NEST has already made a number of crucial decisions regarding service providers, and has awarded 10-year contracts to both State Street as fund administrator, and Indian company Tata Consultancy Services for administration.
Churchill says the structure will be a largely outsourced model, and while he expects about 200 employees in-house they will be more “thinking” investment specialists, while the “doing” functions will be outsourced.
The UK Government estimates that around seven million people are not saving enough to give them adequate retirement savings.

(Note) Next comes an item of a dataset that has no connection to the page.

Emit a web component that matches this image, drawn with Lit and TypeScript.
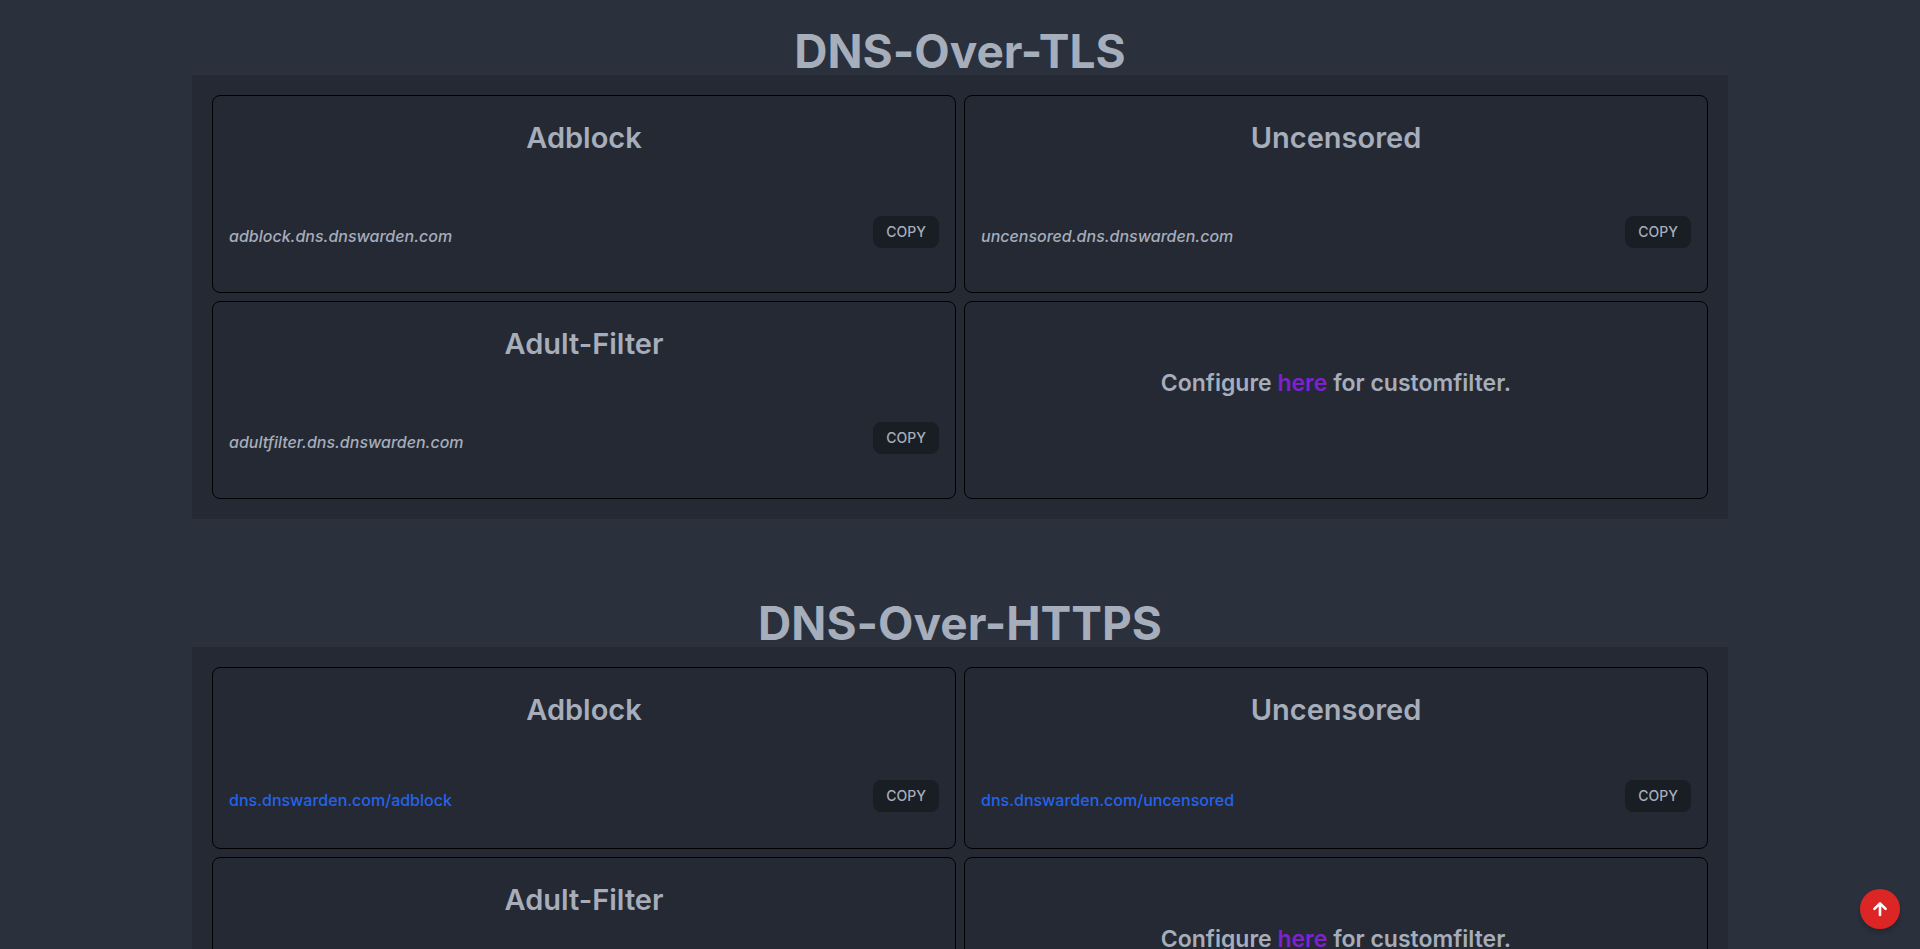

Two years ago, The Pensions Act 2008 established new duties on employers that will be introduced from 2012. For the first time in the UK, employers will have to enrol their workers into a workplace pension scheme that meets or exceeds certain legal standards.
Contributions, which will be a total minimum of 8 per cent split between employer (3 per cent), tax relief and the jobholder’s contribution, will be phased in gradually.
And NEST is a new low-cost pension scheme set up to meet these new legal duties, specifically designed to meet the needs of low- to moderate-earners and their employers.
It will launch in spring 2011 on a small scale with volunteer employers, to ensure it is ready for the onset of the anticipated higher volumes of employers and members from 2012.
But, it has grand plans. According to company documents, it expects initial volumes to be low but NEST is “anticipated to be one of the largest defined contribution schemes in the European Union”.
Some of the larger defined contribution plans in the EU include the DKK516 billion ($94 billion) ATP from Denmark, the NOR230 billion ($38 billion) Vital Forsikring from Norway, so it is no small task.
NEST has a seeding loan from the UK government, around £1 billion, that is payable at commercial rates. Churchill reports to the Secretary of State, but that is the only enduring political connection.